Running, soccer, swimming pool and sauna.
And of course grip strengtheners… I use them all the time even driving the car.
I’ve seen what happens to people who work out to death.
Swimming and flex, sometimes some Escrima edged, stick, and hand. Mostly flexibility in the therapy pool and right now laser shooting.
What I do is I keep myself full at all times. So when somebody attacks me and hits me in the gut I puke all over them.
I think this topic came up once, last year. And though I encourage physical fitness and self-defense training, I hope no one hear thinks they can take a half hour karate lesson and beat up ninjas like the movies consistently show. Most entry to mid-level martial arts are just enough to get your face beaten in a bar fight.
Colt made us equal. You don’t need to unlock the dragon, anymore.
Consider that Bruce Lee- the martial arts star who pushed physical fitness and martial arts to the human limit- still taught his students to poke their opponents in the eye and run away.
I found that working out should not be good for you. I break out with sweats, hard breathing, and causes pain!
Just kidding! cheez! Nothing better than running a quarter mile than shooting at a target. Then go run another quarter mile and shoot again and continue this till you have ran three miles. Than you can see how well your shooting has improved.
So many civilians (including LEOs) do almost nothing that any functional fitness plan that incorporates cardiovascular conditioning, some resistance training, grip strength training, and agility training puts a person light years ahead of the pack. But I have clearly observed a distinct advantage shared by contact sports athletes over the course of my 4+ decades of self-defense and martial (military) skills training and teaching. I don’t care if it is a combat sport, basketball, football, rugby, hockey, etc. That seems to make no difference in a fight. But the toughness and athletic intelligence that come from years of competing against an actively resisting opponent (s) is a big leg up! Then, when we begin talking about small unit tactical stuff, having a background in team contact sports is helpful.
Personally, (in my mid-50s) I split my time between moderate to vigorous cardio, light free weights and resistance bands and grip trainers, and martial arts and shooting sports specific agility training. I also shoot on a comp shooting team for old farts like me.

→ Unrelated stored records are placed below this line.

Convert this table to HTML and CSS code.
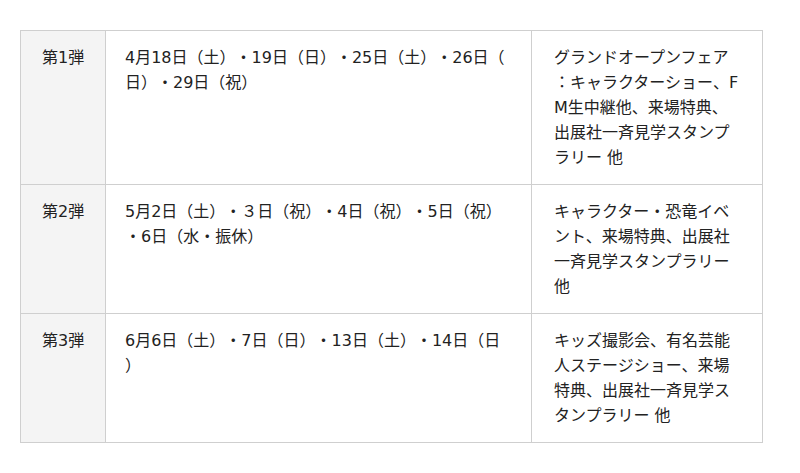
FILE: index.html
```html
<!DOCTYPE html>
<html lang="ja">
<head>
<meta charset="utf-8">
<link rel="stylesheet" href="styles.css">
</head>
<body>
<div class="wrap">
<table class="schedule">
  <colgroup>
    <col class="c-name">
    <col class="c-date">
    <col class="c-event">
  </colgroup>
  <tbody>
    <tr>
      <th>第1弾</th>
      <td>4月18日（土）・19日（日）・25日（土）・26日（日）・29日（祝）</td>
      <td>グランドオープンフェア：キャラクターショー、FM生中継他、来場特典、<br>出展社一斉見学スタンプラリー 他</td>
    </tr>
    <tr>
      <th>第2弾</th>
      <td>5月2日（土）・３日（祝）・4日（祝）・5日（祝）・6日（水・振休）</td>
      <td>キャラクター・恐竜イベント、来場特典、出展社一斉見学スタンプラリー 他</td>
    </tr>
    <tr>
      <th>第3弾</th>
      <td>6月6日（土）・7日（日）・13日（土）・14日（日）</td>
      <td>キッズ撮影会、有名芸能人ステージショー、来場特典、出展社一斉見学スタンプラリー 他</td>
    </tr>
  </tbody>
</table>
</div>
</body>
</html>
```

FILE: styles.css
```css
html, body {
  margin: 0;
  padding: 0;
  background: #fff;
}

.wrap {
  padding: 30px 38px 0 20px;
}

.schedule {
  width: 742px;
  border-collapse: collapse;
  table-layout: fixed;
  font-family: "DejaVu Sans", "Noto Sans CJK JP", sans-serif;
  font-size: 16px;
  line-height: 25px;
  color: #222;
  text-spacing-trim: space-all;
}

.c-name { width: 85px; }
.c-date { width: 426px; }
.c-event { width: 231px; }

.schedule th,
.schedule td {
  border: 1px solid #cfcfcf;
  padding: 14px 20px 14px 19px;
  vertical-align: top;
  text-align: left;
  font-weight: normal;
  line-break: anywhere;
}

.schedule th {
  background: #f4f4f4;
  padding-left: 21px;
}

.schedule td:last-child {
  padding-left: 22px;
  padding-right: 20px;
}
```
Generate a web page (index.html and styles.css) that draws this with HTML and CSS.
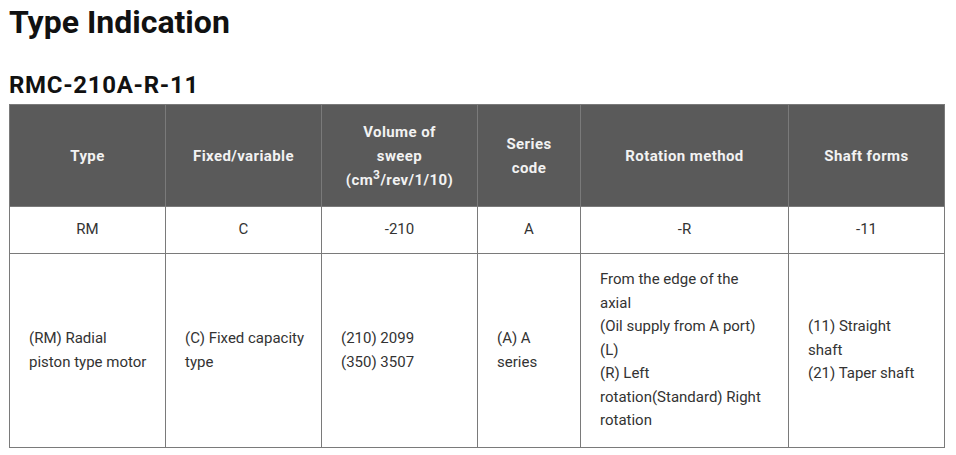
FILE: index.html
```html
<!DOCTYPE html>
<html lang="en">
<head>
<meta charset="utf-8">
<title>Type Indication</title>
<link rel="stylesheet" href="styles.css">
</head>
<body>
<h1 class="title">Type Indication</h1>
<h2 class="model">RMC-210A-R-11</h2>
<table class="spec">
  <colgroup>
    <col class="c1"><col class="c2"><col class="c3"><col class="c4"><col class="c5"><col class="c6">
  </colgroup>
  <thead>
    <tr>
      <th>Type</th>
      <th>Fixed/variable</th>
      <th>Volume of<br>sweep<br>(cm<sup>3</sup>/rev/1/10)</th>
      <th>Series<br>code</th>
      <th>Rotation method</th>
      <th>Shaft forms</th>
    </tr>
  </thead>
  <tbody>
    <tr class="codes">
      <td>RM</td>
      <td>C</td>
      <td>-210</td>
      <td>A</td>
      <td>-R</td>
      <td>-11</td>
    </tr>
    <tr class="desc">
      <td>(RM) Radial<br>piston type motor</td>
      <td>(C) Fixed capacity<br>type</td>
      <td>(210) 2099<br>(350) 3507</td>
      <td>(A) A<br>series</td>
      <td>From the edge of the<br>axial<br>(Oil supply from A port)<br>(L)<br>(R) Left<br>rotation(Standard) Right<br>rotation</td>
      <td>(11) Straight<br>shaft<br>(21) Taper shaft</td>
    </tr>
  </tbody>
</table>
</body>
</html>
```
FILE: styles.css
```css
html, body {
  margin: 0;
  padding: 0;
  background: #ffffff;
}
body {
  padding: 0 9px;
  font-family: Roboto, "Noto Sans", "Liberation Sans", sans-serif;
  color: #333333;
}
.title {
  margin: 0;
  padding-top: 2px;
  font-size: 32px;
  line-height: 40px;
  font-weight: 700;
  color: #111111;
}
.model {
  margin: 0 0 1px;
  padding-top: 25px;
  font-size: 24px;
  line-height: 36px;
  font-weight: 700;
  letter-spacing: 0.7px;
  color: #111111;
}
.spec {
  border-collapse: collapse;
  width: 936px;
  table-layout: fixed;
  font-size: 15px;
  line-height: 23.5px;
}
.c1, .c2, .c3, .c6 { width: 156px; }
.c4 { width: 103px; }
.c5 { width: 208px; }
.spec th, .spec td {
  border: 1px solid #7a7a7a;
  vertical-align: middle;
}
.spec th {
  background: #5a5a5a;
  color: #f2f2f2;
  font-weight: 700;
  text-align: center;
  height: 101px;
  padding: 0 8px;
  line-height: 24px;
  letter-spacing: 0.4px;
}
.spec sup {
  font-size: 12px;
  line-height: 0;
  vertical-align: 6px;
}
.codes td {
  text-align: center;
  height: 46px;
  padding: 0 10px;
}
.desc td {
  text-align: left;
  height: 193px;
  padding: 0 10px 0 19px;
}
```
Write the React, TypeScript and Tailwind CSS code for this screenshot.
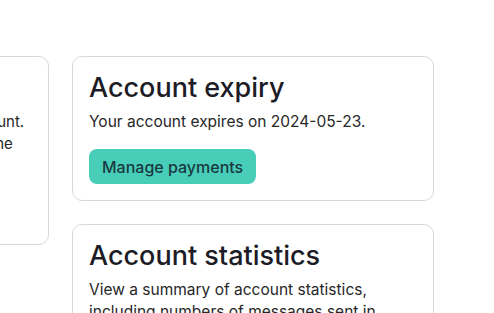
import React from "react";

const font = { fontFamily: "Inter, 'Noto Sans', sans-serif" };

export default function App() {
  return (
    <div className="w-full h-[313px] overflow-hidden bg-white" style={font}>
      <div className="flex items-start gap-[23px] pt-[56px] ml-[-313px]">
        <div className="w-[362px] shrink-0 rounded-[10px] border border-[#d9d9d9] p-4">
          <h2 className="text-[27px] leading-[30px] font-medium text-[#1c1c26]">Account details</h2>
          <p className="mt-2 text-[15px] leading-[22px] text-[#272727]">
            Update the personal details for your account.
            <br />
            This includes the name, address and phone
            <br />
            number and email address.
          </p>
          <button className="mt-4 h-[35px] rounded-lg bg-[#48cdb9] px-[13px] text-[16px] font-medium text-[#193a40]">
            Edit details
          </button>
        </div>
        <div className="flex w-[362px] shrink-0 flex-col gap-[23px]">
          <div className="rounded-[10px] border border-[#d9d9d9] p-4">
            <h2 className="text-[27px] leading-[30px] font-medium text-[#1c1c26]">Account expiry</h2>
            <p className="mt-2 text-[15.5px] leading-[22px] text-[#272727]">
              Your account expires on 2024-05-23.
            </p>
            <button className="mt-4 h-[35px] rounded-lg bg-[#48cdb9] px-[13px] text-[16px] font-medium text-[#193a40]">
              Manage payments
            </button>
          </div>
          <div className="rounded-[10px] border border-[#d9d9d9] p-4">
            <h2 className="text-[27px] leading-[30px] font-medium text-[#1c1c26]">Account statistics</h2>
            <p className="mt-2 text-[15.5px] leading-[22px] text-[#272727]">
              View a summary of account statistics, including numbers of messages sent in previous
              billing periods.
            </p>
            <button className="mt-4 h-[35px] rounded-lg bg-[#48cdb9] px-[13px] text-[16px] font-medium text-[#193a40]">
              View statistics
            </button>
          </div>
        </div>
      </div>
    </div>
  );
}
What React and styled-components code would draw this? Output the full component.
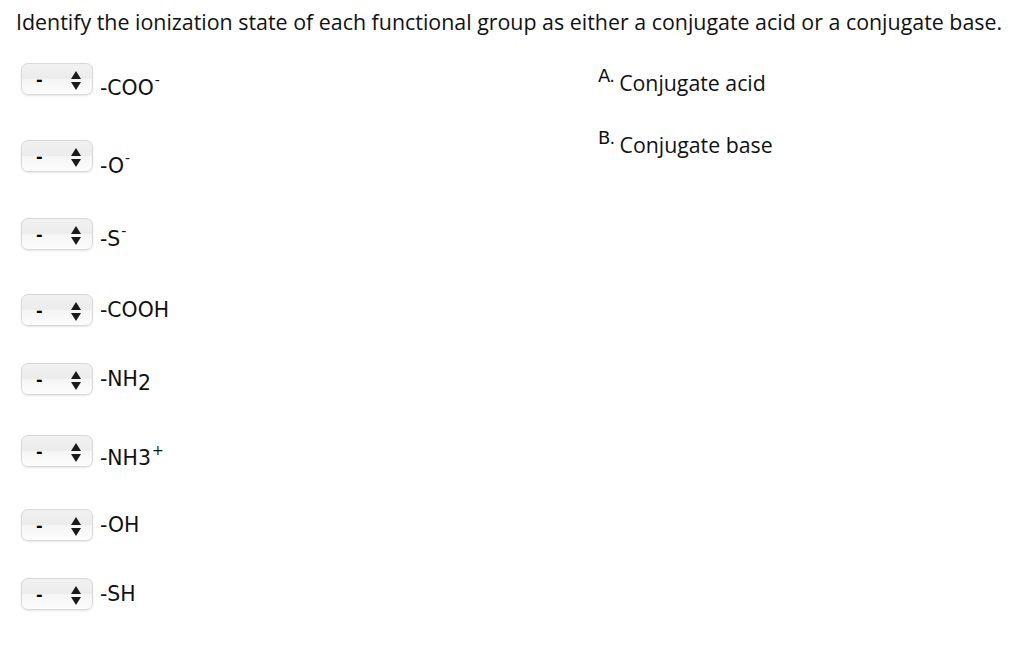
import React from "react";
import styled, { createGlobalStyle } from "styled-components";

const Global = createGlobalStyle`
  html, body { margin: 0; padding: 0; background: #fff; }
  body { font-family: "Open Sans", "Liberation Sans", sans-serif; color: #111; }
`;

const Page = styled.div`
  width: 1024px;
  height: 646px;
  box-sizing: border-box;
  padding: 8px 0 0 16px;
  overflow: hidden;
`;

const Prompt = styled.p`
  margin: 0;
  font-size: 21.4px;
  line-height: 28px;
  color: #111;
  white-space: nowrap;
`;

const Body = styled.div`
  display: grid;
  grid-template-columns: 577px 1fr;
  padding-left: 5px;
`;

const List = styled.div`
  display: flex;
  flex-direction: column;
`;

const Row = styled.div`
  display: flex;
  align-items: center;
  gap: 7px;
  height: 32px;
  margin-top: ${(p) => p.$space}px;
`;

const SelectWrap = styled.div`
  position: relative;
  width: 72px;
  height: 32px;
  flex: none;
`;

const Select = styled.select`
  appearance: none;
  -webkit-appearance: none;
  width: 100%;
  height: 100%;
  box-sizing: border-box;
  margin: 0;
  padding: 0 0 0 14px;
  border: 1px solid #d8d8d8;
  border-radius: 7px;
  background: linear-gradient(#f1f1f1 0%, #ececec 48%, #f5f5f5 52%, #fcfcfc 100%);
  box-shadow: 0 1px 2px rgba(0, 0, 0, 0.1), inset 0 -1px 1px rgba(255, 255, 255, 0.9);
  font-family: "DejaVu Sans", sans-serif;
  font-size: 16px;
  font-weight: bold;
  color: #000;
  outline: none;
`;

const Arrows = styled.svg`
  position: absolute;
  right: 12px;
  top: 8px;
  width: 10px;
  height: 19px;
  pointer-events: none;
`;

const Label = styled.span`
  font-family: "DejaVu Sans", sans-serif;
  font-size: 20.4px;
  color: #111;
  line-height: 24px;
  white-space: nowrap;
  transform: translateY(${(p) => p.$drop}px);
`;

const Sup = styled.span`
  font-size: 14px;
  position: relative;
  top: -10px;
  margin-left: 1px;
`;

const Low = styled.span`
  position: relative;
  top: 4px;
`;

const Options = styled.div`
  display: flex;
  flex-direction: column;
  gap: 31px;
  padding-top: 30px;
`;

const Option = styled.div`
  display: flex;
  align-items: flex-start;
  gap: 5px;
`;

const Letter = styled.span`
  font-family: "DejaVu Sans", sans-serif;
  font-size: 18px;
  letter-spacing: -0.8px;
  line-height: 20px;
`;

const OptionText = styled.span`
  font-size: 21.3px;
  line-height: 28px;
  padding-top: 3px;
`;

const groups = [
  { space: 27, drop: 10, text: <>-COO<Sup>-</Sup></> },
  { space: 45, drop: 11, text: <>-O<Sup>-</Sup></> },
  { space: 46, drop: 6, text: <>-S<Sup>-</Sup></> },
  { space: 44, drop: 0, text: <>-COOH</> },
  { space: 37, drop: 0, text: <>-NH<Low>2</Low></> },
  { space: 40, drop: 8, text: <>-NH3<Sup>+</Sup></> },
  { space: 42, drop: 0, text: <>-OH</> },
  { space: 37, drop: 0, text: <>-SH</> },
];

function SortArrows() {
  return (
    <Arrows viewBox="0 0 10 19">
      <path d="M5 0 L10 8 L0 8 Z" fill="#1a1a1a" />
      <path d="M0 11 L10 11 L5 19 Z" fill="#1a1a1a" />
    </Arrows>
  );
}

export default function App() {
  return (
    <Page>
      <Global />
      <Prompt>
        Identify the ionization state of each functional group as either a conjugate acid or a conjugate base.
      </Prompt>
      <Body>
        <List>
          {groups.map((g, i) => (
            <Row key={i} $space={g.space}>
              <SelectWrap>
                <Select defaultValue="-">
                  <option value="-">-</option>
                  <option value="A">A</option>
                  <option value="B">B</option>
                </Select>
                <SortArrows />
              </SelectWrap>
              <Label $drop={g.drop}>{g.text}</Label>
            </Row>
          ))}
        </List>
        <Options>
          <Option>
            <Letter>A.</Letter>
            <OptionText>Conjugate acid</OptionText>
          </Option>
          <Option>
            <Letter>B.</Letter>
            <OptionText>Conjugate base</OptionText>
          </Option>
        </Options>
      </Body>
    </Page>
  );
}
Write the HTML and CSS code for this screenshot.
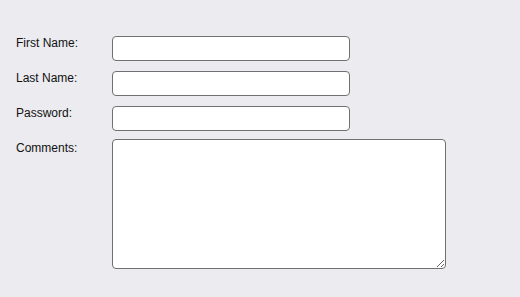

When I say agility, I mean something different than most people think of when they see/hear the word. I mean balance, quickness, complex motor skills, and fine motor skills training from eye exercises and hand-eye coordination all the way to martial arts, dance, golf. Pick your poison thoughtfully.
Walking, bicycling, and swimming. Might be adding kayaking to that in the near future. If you see me running, you better run too.
I was an avid distance runner and world class trail running and orienteering competitor into my 30s. Eventually the knees, hips, and ankles had simply had enough of that kind of constant pounding. After having a great ortho surgeon scope out my knees, I now cycle, walk, and hike a lot…per his advice. I still run 100-120 meter intervals now and then. The blocks in my neighborhood are in that range E-W. So I will run one at a 75% pace and then walk 2 while snaking through the neighborhood for a few miles. But, generally speaking, I am totally with you!
The Starting Strength program - nature favors strength.
I ran track, and cross country in my younger years. Now, mild arthritis and 21 years of a manual labor job, have affected my knees. I can run if I need to. But not 1000 FPS.
I’m in my early 40’s now. I played football in high school but that was a long time ago. I’ve been into strength and conditioning for many years now, so much that I got a MS degree in the subject matter. I’m also a big advocate of Yoga because no matter how strong you are, if you can’t move or can’t move without pain then you’re not going to do well in a tactical situation.
I’m north of 50 years old. If I get in bad breath range, I’m going to be at a disadvantage, regardless of my fitness level. That being said, I do light cross-training 3-4 times a week, walk every night, and try to squeeze in yoga whenever possible. I’m hoping 50 years of experience will fill in the blanks my fitness won’t!
@todd30, great idea! Analogous to what my high school basketball coach used to teach us. When we would shoot free throws at the end of practice, he would make us run suicides before shooting. His logic mirrored yours: When you’re on the line, it will be in the middle of a game when you’re tired and sweaty. Train in the conditions you’ll experience.
I agree. Sometimes I wish that I lived on a lot of land so I could shoot. If I did I’d have a training shed next to my range and the last exercise of a circuit would involve shooting at a target.
Garmin watch. 12,000+ steps a day. 3 mile fast walk daily.
Lifting and moving lots of heavy stuff all day.
Lots of chainsaw with a heavy Stihl 271.
Dream of playing soccer again. Retired from rec 5 years ago at 52, and had played starting at the age of 4.
Just carry that Stihl around. No one is going to mug you.